TASK BRIEF
The listing below should be printed exactly, every line of it. Skip the pictures.

(Records from a collection)
============================================================
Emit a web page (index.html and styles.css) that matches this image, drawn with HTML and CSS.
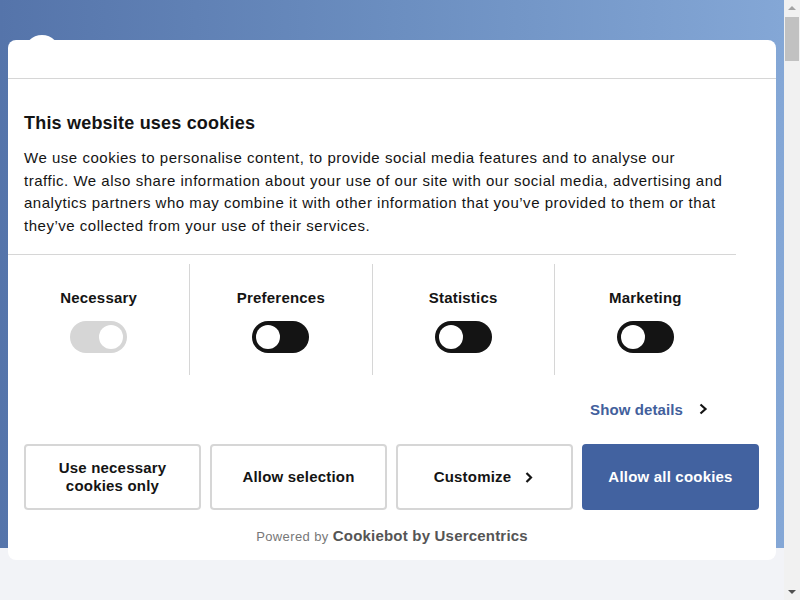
FILE: index.html
```html
<!DOCTYPE html>
<html lang="en">
<head>
<meta charset="utf-8">
<title>Cookie consent</title>
<link rel="stylesheet" href="styles.css">
</head>
<body>
<div class="page">
  <div class="hero">
    <div class="logo"></div>
  </div>
  <div class="rest"></div>

  <div class="dialog" role="dialog">
    <div class="dialog-header"></div>
    <div class="dialog-scroll">
      <h2 class="title">This website uses cookies</h2>
      <p class="text">We use cookies to personalise content, to provide social media features and to analyse our traffic. We also share information about your use of our site with our social media, advertising and analytics partners who may combine it with other information that you’ve provided to them or that they’ve collected from your use of their services.</p>
      <div class="divider"></div>
      <div class="toggles">
        <div class="toggle-col">
          <div class="toggle-label">Necessary</div>
          <div class="switch switch-disabled"><span class="knob"></span></div>
        </div>
        <div class="toggle-col">
          <div class="toggle-label">Preferences</div>
          <div class="switch"><span class="knob"></span></div>
        </div>
        <div class="toggle-col">
          <div class="toggle-label">Statistics</div>
          <div class="switch"><span class="knob"></span></div>
        </div>
        <div class="toggle-col">
          <div class="toggle-label">Marketing</div>
          <div class="switch"><span class="knob"></span></div>
        </div>
      </div>
      <div class="details-row">
        <span class="details-link">Show details</span>
        <svg class="chev chev-details" width="12" height="14" viewBox="0 0 12 14"><path d="M3.5 2.5 L8.5 7 L3.5 11.5" fill="none" stroke="#141414" stroke-width="2.2"/></svg>
      </div>
    </div>
    <div class="buttons">
      <div class="btn">Use necessary<br>cookies only</div>
      <div class="btn">Allow selection</div>
      <div class="btn">Customize <svg class="chev chev-btn" width="12" height="14" viewBox="0 0 12 14"><path d="M3.5 3 L8 7.5 L3.5 12" fill="none" stroke="#141414" stroke-width="2.2"/></svg></div>
      <div class="btn btn-primary">Allow all cookies</div>
    </div>
    <div class="powered">Powered by <strong>Cookiebot by Usercentrics</strong></div>
  </div>
</div>
<div class="scrollbar">
  <div class="sb-arrow sb-up"></div>
  <div class="sb-thumb"></div>
  <div class="sb-track"></div>
  <div class="sb-arrow sb-down"></div>
</div>
</body>
</html>
```
FILE: styles.css
```css
html, body {
  margin: 0;
  padding: 0;
  height: 600px;
  overflow: hidden;
}
body {
  display: flex;
  font-family: "Liberation Sans", Arial, sans-serif;
  color: #141414;
}
.page {
  position: relative;
  width: 784px;
  height: 600px;
  display: flex;
  flex-direction: column;
}
.hero {
  height: 548px;
  background: linear-gradient(90deg, #5574aa 0%, #6b8ec0 50%, #84a7d6 100%);
  padding: 35px 0 0 24px;
  box-sizing: border-box;
}
.logo {
  width: 36px;
  height: 36px;
  border-radius: 50%;
  background: #fff;
}
.rest {
  flex: 1;
  background: #f2f3f7;
}
.dialog {
  position: absolute;
  left: 8px;
  top: 40px;
  width: 768px;
  height: 520px;
  background: #fff;
  border-radius: 8px;
  display: flex;
  flex-direction: column;
}
.dialog-header {
  height: 38px;
  border-bottom: 1px solid #d6d6d6;
  flex: none;
}
.dialog-scroll {
  width: 728px;
  padding-top: 32px;
}
.title {
  margin: 0 16px;
  font-size: 18px;
  line-height: 24px;
  font-weight: 700;
  letter-spacing: 0.2px;
}
.text {
  margin: 12px 12px 0 16px;
  font-size: 15px;
  line-height: 22.5px;
  letter-spacing: 0.52px;
}
.divider {
  margin-top: 17px;
  border-top: 1px solid #d6d6d6;
}
.toggles {
  display: flex;
  padding-top: 9px;
}
.toggle-col {
  flex: 1;
  height: 111px;
  display: flex;
  flex-direction: column;
  align-items: center;
  padding-top: 24px;
  box-sizing: border-box;
}
.toggle-col + .toggle-col {
  border-left: 1px solid #d6d6d6;
}
.toggle-label {
  font-size: 15px;
  line-height: 20px;
  font-weight: 700;
  letter-spacing: 0.2px;
}
.switch {
  margin-top: 13px;
  width: 57px;
  height: 32px;
  border-radius: 16px;
  background: #141414;
  display: flex;
  align-items: center;
  padding: 0 4px;
  box-sizing: border-box;
}
.knob {
  width: 24px;
  height: 24px;
  border-radius: 50%;
  background: #fff;
}
.switch-disabled {
  background: #d6d6d6;
  justify-content: flex-end;
}
.details-row {
  margin-top: 24px;
  display: flex;
  justify-content: flex-end;
  align-items: center;
  padding-right: 27px;
  height: 20px;
}
.details-link {
  font-size: 15px;
  font-weight: 700;
  color: #42609c;
  letter-spacing: 0.1px;
}
.chev-details {
  margin-left: 14px;
}
.buttons {
  display: flex;
  gap: 9px;
  padding: 0 17px 0 16px;
  margin-top: 25px;
}
.btn {
  flex: 1;
  height: 66px;
  box-sizing: border-box;
  border: 2px solid #d6d6d6;
  border-radius: 4px;
  display: flex;
  align-items: center;
  justify-content: center;
  text-align: center;
  font-size: 15px;
  line-height: 18px;
  font-weight: 700;
  letter-spacing: 0.2px;
}
.chev-btn {
  margin-left: 12px;
}
.btn-primary {
  background: #4262a0;
  border-color: #4262a0;
  color: #fff;
}
.powered {
  margin-top: 16px;
  text-align: center;
  font-size: 13px;
  line-height: 20px;
  color: #777;
  letter-spacing: 0.4px;
}
.powered strong {
  font-size: 15px;
  color: #555;
  letter-spacing: 0.2px;
}
.scrollbar {
  width: 16px;
  height: 600px;
  background: #f1f1f1;
  display: flex;
  flex-direction: column;
  align-items: center;
}
.sb-arrow {
  height: 17px;
  width: 16px;
  position: relative;
}
.sb-up::after, .sb-down::after {
  content: "";
  position: absolute;
  left: 4px;
  border-left: 4px solid transparent;
  border-right: 4px solid transparent;
}
.sb-up::after {
  top: 6px;
  border-bottom: 4px solid #a3a3a3;
}
.sb-down::after {
  top: 7px;
  border-top: 4px solid #505050;
}
.sb-thumb {
  width: 14px;
  height: 44px;
  background: #c1c1c1;
}
.sb-track {
  flex: 1;
}
```
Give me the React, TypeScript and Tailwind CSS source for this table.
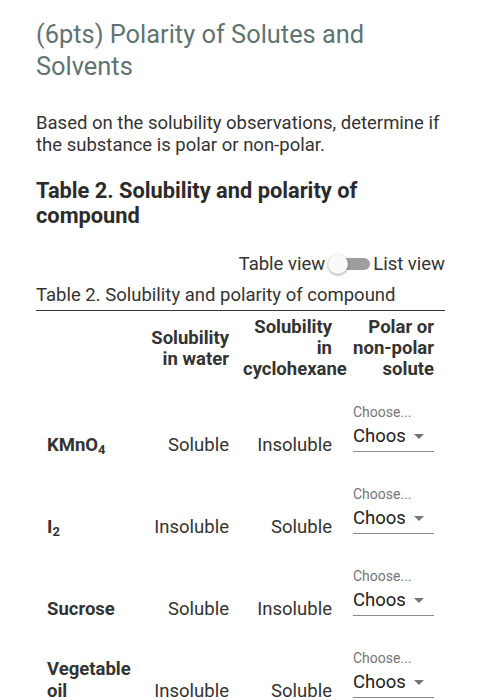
============================================================
THE OUTPUT
Emit a web page (index.html and styles.css) that matches this image, drawn with HTML and CSS.
FILE: index.html
```html
<!DOCTYPE html>
<html lang="en">
<head>
<meta charset="utf-8">
<title>Cookie consent</title>
<link rel="stylesheet" href="styles.css">
</head>
<body>
<div class="page">
  <div class="hero">
    <div class="logo"></div>
  </div>
  <div class="rest"></div>

  <div class="dialog" role="dialog">
    <div class="dialog-header"></div>
    <div class="dialog-scroll">
      <h2 class="title">This website uses cookies</h2>
      <p class="text">We use cookies to personalise content, to provide social media features and to analyse our traffic. We also share information about your use of our site with our social media, advertising and analytics partners who may combine it with other information that you’ve provided to them or that they’ve collected from your use of their services.</p>
      <div class="divider"></div>
      <div class="toggles">
        <div class="toggle-col">
          <div class="toggle-label">Necessary</div>
          <div class="switch switch-disabled"><span class="knob"></span></div>
        </div>
        <div class="toggle-col">
          <div class="toggle-label">Preferences</div>
          <div class="switch"><span class="knob"></span></div>
        </div>
        <div class="toggle-col">
          <div class="toggle-label">Statistics</div>
          <div class="switch"><span class="knob"></span></div>
        </div>
        <div class="toggle-col">
          <div class="toggle-label">Marketing</div>
          <div class="switch"><span class="knob"></span></div>
        </div>
      </div>
      <div class="details-row">
        <span class="details-link">Show details</span>
        <svg class="chev chev-details" width="12" height="14" viewBox="0 0 12 14"><path d="M3.5 2.5 L8.5 7 L3.5 11.5" fill="none" stroke="#141414" stroke-width="2.2"/></svg>
      </div>
    </div>
    <div class="buttons">
      <div class="btn">Use necessary<br>cookies only</div>
      <div class="btn">Allow selection</div>
      <div class="btn">Customize <svg class="chev chev-btn" width="12" height="14" viewBox="0 0 12 14"><path d="M3.5 3 L8 7.5 L3.5 12" fill="none" stroke="#141414" stroke-width="2.2"/></svg></div>
      <div class="btn btn-primary">Allow all cookies</div>
    </div>
    <div class="powered">Powered by <strong>Cookiebot by Usercentrics</strong></div>
  </div>
</div>
<div class="scrollbar">
  <div class="sb-arrow sb-up"></div>
  <div class="sb-thumb"></div>
  <div class="sb-track"></div>
  <div class="sb-arrow sb-down"></div>
</div>
</body>
</html>
```
FILE: styles.css
```css
html, body {
  margin: 0;
  padding: 0;
  height: 600px;
  overflow: hidden;
}
body {
  display: flex;
  font-family: "Liberation Sans", Arial, sans-serif;
  color: #141414;
}
.page {
  position: relative;
  width: 784px;
  height: 600px;
  display: flex;
  flex-direction: column;
}
.hero {
  height: 548px;
  background: linear-gradient(90deg, #5574aa 0%, #6b8ec0 50%, #84a7d6 100%);
  padding: 35px 0 0 24px;
  box-sizing: border-box;
}
.logo {
  width: 36px;
  height: 36px;
  border-radius: 50%;
  background: #fff;
}
.rest {
  flex: 1;
  background: #f2f3f7;
}
.dialog {
  position: absolute;
  left: 8px;
  top: 40px;
  width: 768px;
  height: 520px;
  background: #fff;
  border-radius: 8px;
  display: flex;
  flex-direction: column;
}
.dialog-header {
  height: 38px;
  border-bottom: 1px solid #d6d6d6;
  flex: none;
}
.dialog-scroll {
  width: 728px;
  padding-top: 32px;
}
.title {
  margin: 0 16px;
  font-size: 18px;
  line-height: 24px;
  font-weight: 700;
  letter-spacing: 0.2px;
}
.text {
  margin: 12px 12px 0 16px;
  font-size: 15px;
  line-height: 22.5px;
  letter-spacing: 0.52px;
}
.divider {
  margin-top: 17px;
  border-top: 1px solid #d6d6d6;
}
.toggles {
  display: flex;
  padding-top: 9px;
}
.toggle-col {
  flex: 1;
  height: 111px;
  display: flex;
  flex-direction: column;
  align-items: center;
  padding-top: 24px;
  box-sizing: border-box;
}
.toggle-col + .toggle-col {
  border-left: 1px solid #d6d6d6;
}
.toggle-label {
  font-size: 15px;
  line-height: 20px;
  font-weight: 700;
  letter-spacing: 0.2px;
}
.switch {
  margin-top: 13px;
  width: 57px;
  height: 32px;
  border-radius: 16px;
  background: #141414;
  display: flex;
  align-items: center;
  padding: 0 4px;
  box-sizing: border-box;
}
.knob {
  width: 24px;
  height: 24px;
  border-radius: 50%;
  background: #fff;
}
.switch-disabled {
  background: #d6d6d6;
  justify-content: flex-end;
}
.details-row {
  margin-top: 24px;
  display: flex;
  justify-content: flex-end;
  align-items: center;
  padding-right: 27px;
  height: 20px;
}
.details-link {
  font-size: 15px;
  font-weight: 700;
  color: #42609c;
  letter-spacing: 0.1px;
}
.chev-details {
  margin-left: 14px;
}
.buttons {
  display: flex;
  gap: 9px;
  padding: 0 17px 0 16px;
  margin-top: 25px;
}
.btn {
  flex: 1;
  height: 66px;
  box-sizing: border-box;
  border: 2px solid #d6d6d6;
  border-radius: 4px;
  display: flex;
  align-items: center;
  justify-content: center;
  text-align: center;
  font-size: 15px;
  line-height: 18px;
  font-weight: 700;
  letter-spacing: 0.2px;
}
.chev-btn {
  margin-left: 12px;
}
.btn-primary {
  background: #4262a0;
  border-color: #4262a0;
  color: #fff;
}
.powered {
  margin-top: 16px;
  text-align: center;
  font-size: 13px;
  line-height: 20px;
  color: #777;
  letter-spacing: 0.4px;
}
.powered strong {
  font-size: 15px;
  color: #555;
  letter-spacing: 0.2px;
}
.scrollbar {
  width: 16px;
  height: 600px;
  background: #f1f1f1;
  display: flex;
  flex-direction: column;
  align-items: center;
}
.sb-arrow {
  height: 17px;
  width: 16px;
  position: relative;
}
.sb-up::after, .sb-down::after {
  content: "";
  position: absolute;
  left: 4px;
  border-left: 4px solid transparent;
  border-right: 4px solid transparent;
}
.sb-up::after {
  top: 6px;
  border-bottom: 4px solid #a3a3a3;
}
.sb-down::after {
  top: 7px;
  border-top: 4px solid #505050;
}
.sb-thumb {
  width: 14px;
  height: 44px;
  background: #c1c1c1;
}
.sb-track {
  flex: 1;
}
```
Give me the React, TypeScript and Tailwind CSS source for this table.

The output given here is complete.